— START OF EXERCISE INPUTS —

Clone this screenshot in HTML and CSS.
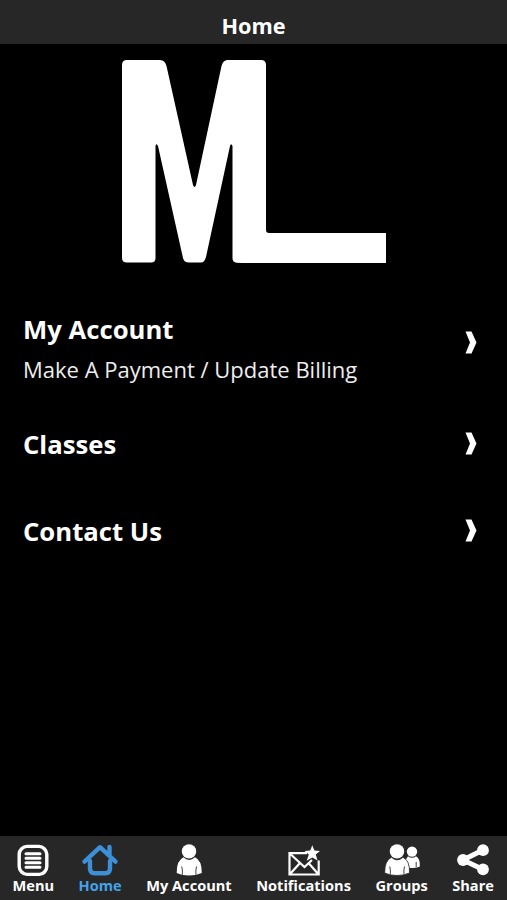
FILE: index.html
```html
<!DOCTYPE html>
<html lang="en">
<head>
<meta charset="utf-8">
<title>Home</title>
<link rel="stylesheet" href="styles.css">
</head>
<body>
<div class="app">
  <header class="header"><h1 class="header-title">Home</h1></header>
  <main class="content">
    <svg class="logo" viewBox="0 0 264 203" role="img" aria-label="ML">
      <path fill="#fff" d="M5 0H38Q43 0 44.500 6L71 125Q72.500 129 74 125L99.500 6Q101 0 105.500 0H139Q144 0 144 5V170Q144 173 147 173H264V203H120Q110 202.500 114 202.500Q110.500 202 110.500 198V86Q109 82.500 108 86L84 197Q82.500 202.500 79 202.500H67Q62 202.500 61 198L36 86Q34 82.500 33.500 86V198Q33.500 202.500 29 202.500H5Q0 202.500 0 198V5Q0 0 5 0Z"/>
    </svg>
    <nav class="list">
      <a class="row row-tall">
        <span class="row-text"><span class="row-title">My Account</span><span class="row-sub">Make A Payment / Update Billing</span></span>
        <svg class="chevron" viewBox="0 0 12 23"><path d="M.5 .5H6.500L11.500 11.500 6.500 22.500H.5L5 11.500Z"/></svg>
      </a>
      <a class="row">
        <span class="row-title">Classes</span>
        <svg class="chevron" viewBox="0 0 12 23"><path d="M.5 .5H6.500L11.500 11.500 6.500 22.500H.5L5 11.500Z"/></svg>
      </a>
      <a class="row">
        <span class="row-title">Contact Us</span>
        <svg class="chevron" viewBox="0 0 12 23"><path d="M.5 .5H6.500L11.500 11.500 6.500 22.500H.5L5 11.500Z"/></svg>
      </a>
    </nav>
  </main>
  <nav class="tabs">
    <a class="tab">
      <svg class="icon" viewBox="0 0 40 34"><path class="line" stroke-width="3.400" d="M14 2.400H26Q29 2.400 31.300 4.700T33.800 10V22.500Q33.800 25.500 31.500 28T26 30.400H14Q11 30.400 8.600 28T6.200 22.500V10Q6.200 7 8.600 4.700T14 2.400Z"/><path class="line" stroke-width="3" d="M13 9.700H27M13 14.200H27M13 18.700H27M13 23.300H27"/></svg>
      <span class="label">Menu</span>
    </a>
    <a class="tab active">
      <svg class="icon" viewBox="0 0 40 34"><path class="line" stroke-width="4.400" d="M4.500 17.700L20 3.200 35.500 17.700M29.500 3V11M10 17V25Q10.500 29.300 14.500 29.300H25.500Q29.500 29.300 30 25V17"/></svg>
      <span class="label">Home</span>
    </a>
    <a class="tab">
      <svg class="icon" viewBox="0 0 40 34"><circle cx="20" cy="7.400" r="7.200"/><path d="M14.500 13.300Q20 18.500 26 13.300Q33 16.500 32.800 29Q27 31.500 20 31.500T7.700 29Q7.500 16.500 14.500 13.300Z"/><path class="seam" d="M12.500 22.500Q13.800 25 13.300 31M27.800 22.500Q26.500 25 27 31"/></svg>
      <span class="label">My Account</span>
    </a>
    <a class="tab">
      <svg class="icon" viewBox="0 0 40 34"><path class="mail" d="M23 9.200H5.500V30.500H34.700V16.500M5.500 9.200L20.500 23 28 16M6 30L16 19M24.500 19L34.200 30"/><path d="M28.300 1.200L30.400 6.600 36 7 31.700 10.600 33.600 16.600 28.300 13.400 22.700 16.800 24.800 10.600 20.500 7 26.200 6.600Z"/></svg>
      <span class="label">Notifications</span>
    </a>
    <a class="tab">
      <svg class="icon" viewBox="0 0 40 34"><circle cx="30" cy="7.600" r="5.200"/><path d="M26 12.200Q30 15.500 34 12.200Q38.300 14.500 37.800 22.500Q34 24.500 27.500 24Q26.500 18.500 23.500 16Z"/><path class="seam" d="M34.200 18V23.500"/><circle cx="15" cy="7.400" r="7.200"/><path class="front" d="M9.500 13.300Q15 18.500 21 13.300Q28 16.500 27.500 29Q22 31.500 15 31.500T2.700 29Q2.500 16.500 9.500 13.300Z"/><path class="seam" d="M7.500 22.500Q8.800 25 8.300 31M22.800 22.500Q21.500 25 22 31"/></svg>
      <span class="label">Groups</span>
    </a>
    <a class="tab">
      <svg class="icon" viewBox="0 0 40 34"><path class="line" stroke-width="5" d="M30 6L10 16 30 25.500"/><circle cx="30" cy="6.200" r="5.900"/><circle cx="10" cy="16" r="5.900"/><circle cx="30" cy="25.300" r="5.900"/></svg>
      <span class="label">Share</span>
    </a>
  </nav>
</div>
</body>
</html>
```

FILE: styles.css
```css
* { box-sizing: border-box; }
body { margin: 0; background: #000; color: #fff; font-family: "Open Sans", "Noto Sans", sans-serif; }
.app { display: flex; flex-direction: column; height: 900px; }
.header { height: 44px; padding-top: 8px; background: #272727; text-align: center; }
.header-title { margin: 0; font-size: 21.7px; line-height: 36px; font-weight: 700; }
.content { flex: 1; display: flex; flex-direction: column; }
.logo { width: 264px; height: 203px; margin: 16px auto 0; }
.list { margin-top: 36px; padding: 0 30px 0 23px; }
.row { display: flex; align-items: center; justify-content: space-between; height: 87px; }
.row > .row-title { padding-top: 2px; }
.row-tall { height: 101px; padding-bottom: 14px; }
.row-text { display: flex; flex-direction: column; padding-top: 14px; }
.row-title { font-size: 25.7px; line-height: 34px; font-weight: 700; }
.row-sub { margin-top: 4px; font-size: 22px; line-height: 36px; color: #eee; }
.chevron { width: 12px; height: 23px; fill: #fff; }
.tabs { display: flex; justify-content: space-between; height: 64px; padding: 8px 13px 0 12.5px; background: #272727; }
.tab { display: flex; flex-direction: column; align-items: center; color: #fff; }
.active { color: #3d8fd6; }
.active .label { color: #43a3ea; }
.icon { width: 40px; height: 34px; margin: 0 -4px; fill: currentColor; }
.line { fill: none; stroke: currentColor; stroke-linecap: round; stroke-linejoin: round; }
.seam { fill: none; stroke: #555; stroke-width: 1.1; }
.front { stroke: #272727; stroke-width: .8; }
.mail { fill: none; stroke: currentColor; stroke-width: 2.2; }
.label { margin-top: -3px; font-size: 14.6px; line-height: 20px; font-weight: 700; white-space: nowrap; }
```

— END OF EXERCISE INPUTS —
— START OF EXERCISE INPUTS —

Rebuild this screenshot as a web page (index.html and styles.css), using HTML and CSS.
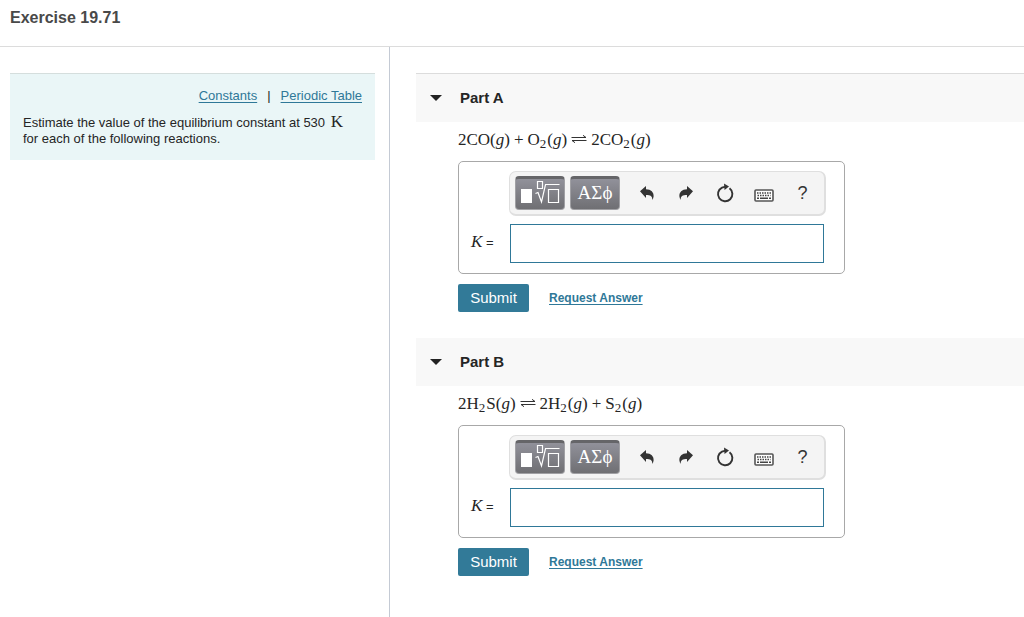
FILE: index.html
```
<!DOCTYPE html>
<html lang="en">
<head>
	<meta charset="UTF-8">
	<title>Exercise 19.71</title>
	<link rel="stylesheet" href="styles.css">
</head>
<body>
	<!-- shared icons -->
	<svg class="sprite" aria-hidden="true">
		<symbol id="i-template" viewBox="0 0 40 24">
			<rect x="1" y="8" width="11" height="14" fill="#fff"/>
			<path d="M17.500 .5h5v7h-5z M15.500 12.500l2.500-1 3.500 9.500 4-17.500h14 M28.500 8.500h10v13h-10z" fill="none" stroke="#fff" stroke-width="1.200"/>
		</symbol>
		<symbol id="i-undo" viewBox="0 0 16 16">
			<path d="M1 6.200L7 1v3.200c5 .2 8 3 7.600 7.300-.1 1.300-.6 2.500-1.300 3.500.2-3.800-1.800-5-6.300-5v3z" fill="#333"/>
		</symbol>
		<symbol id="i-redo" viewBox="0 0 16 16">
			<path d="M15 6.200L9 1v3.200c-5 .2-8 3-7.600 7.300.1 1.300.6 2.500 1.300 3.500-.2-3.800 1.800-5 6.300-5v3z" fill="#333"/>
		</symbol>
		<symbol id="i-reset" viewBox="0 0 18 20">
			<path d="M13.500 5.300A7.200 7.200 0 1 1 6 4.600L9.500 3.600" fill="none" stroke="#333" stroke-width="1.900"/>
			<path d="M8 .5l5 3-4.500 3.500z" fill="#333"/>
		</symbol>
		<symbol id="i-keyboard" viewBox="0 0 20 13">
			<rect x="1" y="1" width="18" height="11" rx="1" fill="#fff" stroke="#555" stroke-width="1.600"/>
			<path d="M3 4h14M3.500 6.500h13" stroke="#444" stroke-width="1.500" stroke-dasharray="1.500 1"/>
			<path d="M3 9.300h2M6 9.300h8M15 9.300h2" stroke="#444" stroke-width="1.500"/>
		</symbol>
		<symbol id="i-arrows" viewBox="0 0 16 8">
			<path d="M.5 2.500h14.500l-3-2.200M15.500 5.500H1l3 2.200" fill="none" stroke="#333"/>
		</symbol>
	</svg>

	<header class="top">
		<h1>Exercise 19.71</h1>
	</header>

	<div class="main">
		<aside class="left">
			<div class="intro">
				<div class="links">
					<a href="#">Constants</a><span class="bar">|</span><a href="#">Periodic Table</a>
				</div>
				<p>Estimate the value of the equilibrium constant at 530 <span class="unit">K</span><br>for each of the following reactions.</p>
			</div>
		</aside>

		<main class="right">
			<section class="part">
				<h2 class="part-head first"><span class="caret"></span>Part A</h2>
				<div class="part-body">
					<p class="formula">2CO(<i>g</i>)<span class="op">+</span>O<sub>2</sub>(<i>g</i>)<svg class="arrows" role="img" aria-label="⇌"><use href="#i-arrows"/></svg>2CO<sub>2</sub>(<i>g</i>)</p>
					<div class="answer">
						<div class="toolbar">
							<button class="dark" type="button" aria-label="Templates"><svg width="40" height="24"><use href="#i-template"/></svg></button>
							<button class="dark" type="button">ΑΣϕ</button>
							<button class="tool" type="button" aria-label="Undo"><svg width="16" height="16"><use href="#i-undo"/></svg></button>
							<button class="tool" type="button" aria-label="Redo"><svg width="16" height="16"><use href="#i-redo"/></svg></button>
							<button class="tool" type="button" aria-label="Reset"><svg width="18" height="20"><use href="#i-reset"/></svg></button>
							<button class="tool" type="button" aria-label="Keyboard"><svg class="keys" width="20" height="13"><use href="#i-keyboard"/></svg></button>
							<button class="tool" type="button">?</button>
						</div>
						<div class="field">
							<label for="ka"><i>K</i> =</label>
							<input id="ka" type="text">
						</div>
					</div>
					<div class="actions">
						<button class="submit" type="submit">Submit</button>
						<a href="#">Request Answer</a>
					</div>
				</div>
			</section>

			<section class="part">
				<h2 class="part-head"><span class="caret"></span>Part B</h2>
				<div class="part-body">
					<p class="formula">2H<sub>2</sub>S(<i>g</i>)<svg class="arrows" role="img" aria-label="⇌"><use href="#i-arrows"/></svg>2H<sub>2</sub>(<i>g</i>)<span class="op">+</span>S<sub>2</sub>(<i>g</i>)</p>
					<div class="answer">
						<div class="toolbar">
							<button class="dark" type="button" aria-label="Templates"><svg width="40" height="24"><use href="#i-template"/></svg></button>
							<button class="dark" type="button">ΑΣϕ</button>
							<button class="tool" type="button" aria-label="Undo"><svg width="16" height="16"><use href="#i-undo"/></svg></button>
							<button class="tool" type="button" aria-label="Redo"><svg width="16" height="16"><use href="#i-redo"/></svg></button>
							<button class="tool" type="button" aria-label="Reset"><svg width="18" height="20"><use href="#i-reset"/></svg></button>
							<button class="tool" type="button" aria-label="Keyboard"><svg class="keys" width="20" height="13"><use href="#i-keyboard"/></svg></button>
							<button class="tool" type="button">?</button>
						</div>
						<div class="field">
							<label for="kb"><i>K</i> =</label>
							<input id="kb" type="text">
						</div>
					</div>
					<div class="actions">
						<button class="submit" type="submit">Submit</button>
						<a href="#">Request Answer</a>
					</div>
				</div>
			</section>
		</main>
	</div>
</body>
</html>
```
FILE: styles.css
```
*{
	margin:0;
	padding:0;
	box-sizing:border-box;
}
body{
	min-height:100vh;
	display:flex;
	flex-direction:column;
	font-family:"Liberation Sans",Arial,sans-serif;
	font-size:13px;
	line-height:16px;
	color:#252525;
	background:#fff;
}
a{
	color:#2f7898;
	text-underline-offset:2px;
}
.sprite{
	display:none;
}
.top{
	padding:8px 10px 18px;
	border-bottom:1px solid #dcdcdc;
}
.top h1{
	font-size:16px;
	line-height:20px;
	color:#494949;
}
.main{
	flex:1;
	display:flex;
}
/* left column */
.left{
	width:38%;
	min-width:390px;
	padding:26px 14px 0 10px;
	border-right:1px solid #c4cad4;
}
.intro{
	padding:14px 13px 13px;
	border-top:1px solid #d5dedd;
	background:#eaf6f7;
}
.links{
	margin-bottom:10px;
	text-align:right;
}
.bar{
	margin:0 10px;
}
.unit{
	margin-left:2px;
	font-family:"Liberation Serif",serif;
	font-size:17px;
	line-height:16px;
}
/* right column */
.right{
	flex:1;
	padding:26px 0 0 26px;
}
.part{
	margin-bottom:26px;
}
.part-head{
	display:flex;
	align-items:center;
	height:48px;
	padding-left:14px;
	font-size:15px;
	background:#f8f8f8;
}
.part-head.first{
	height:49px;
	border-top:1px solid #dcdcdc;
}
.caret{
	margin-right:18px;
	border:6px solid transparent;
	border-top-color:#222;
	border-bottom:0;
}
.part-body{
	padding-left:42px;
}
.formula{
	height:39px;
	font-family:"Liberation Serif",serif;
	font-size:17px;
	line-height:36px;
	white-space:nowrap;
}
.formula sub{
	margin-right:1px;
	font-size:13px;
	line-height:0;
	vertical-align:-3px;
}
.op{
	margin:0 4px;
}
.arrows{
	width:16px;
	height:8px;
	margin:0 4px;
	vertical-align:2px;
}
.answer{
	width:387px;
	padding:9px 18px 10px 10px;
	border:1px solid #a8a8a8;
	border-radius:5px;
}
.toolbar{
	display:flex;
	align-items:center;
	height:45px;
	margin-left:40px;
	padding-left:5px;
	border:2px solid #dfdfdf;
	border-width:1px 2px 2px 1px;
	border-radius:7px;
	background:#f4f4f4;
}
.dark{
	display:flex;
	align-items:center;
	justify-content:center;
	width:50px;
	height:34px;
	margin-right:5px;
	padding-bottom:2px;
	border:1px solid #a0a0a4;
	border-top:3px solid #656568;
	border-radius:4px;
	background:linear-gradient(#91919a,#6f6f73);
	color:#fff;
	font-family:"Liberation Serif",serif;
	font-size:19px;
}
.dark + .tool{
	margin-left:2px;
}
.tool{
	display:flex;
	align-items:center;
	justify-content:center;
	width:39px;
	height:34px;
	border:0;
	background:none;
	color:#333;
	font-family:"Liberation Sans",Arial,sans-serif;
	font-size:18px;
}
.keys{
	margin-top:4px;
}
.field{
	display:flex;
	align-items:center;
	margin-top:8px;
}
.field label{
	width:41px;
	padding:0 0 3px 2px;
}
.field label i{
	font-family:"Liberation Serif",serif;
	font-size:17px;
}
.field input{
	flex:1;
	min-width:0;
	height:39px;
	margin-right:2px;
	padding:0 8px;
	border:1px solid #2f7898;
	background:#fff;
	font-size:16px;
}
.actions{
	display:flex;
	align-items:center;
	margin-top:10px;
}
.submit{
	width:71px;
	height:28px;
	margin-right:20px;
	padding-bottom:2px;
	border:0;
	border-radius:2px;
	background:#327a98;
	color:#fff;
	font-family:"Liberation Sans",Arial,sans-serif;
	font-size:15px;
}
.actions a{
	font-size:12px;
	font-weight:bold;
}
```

— END OF EXERCISE INPUTS —

> _WRITTEN INSTRUCTION_: Look through the entries above. Extract each line with the word "this".

> _THE REPLY_:
Clone this screenshot in HTML and CSS.
Rebuild this screenshot as a web page (index.html and styles.css), using HTML and CSS.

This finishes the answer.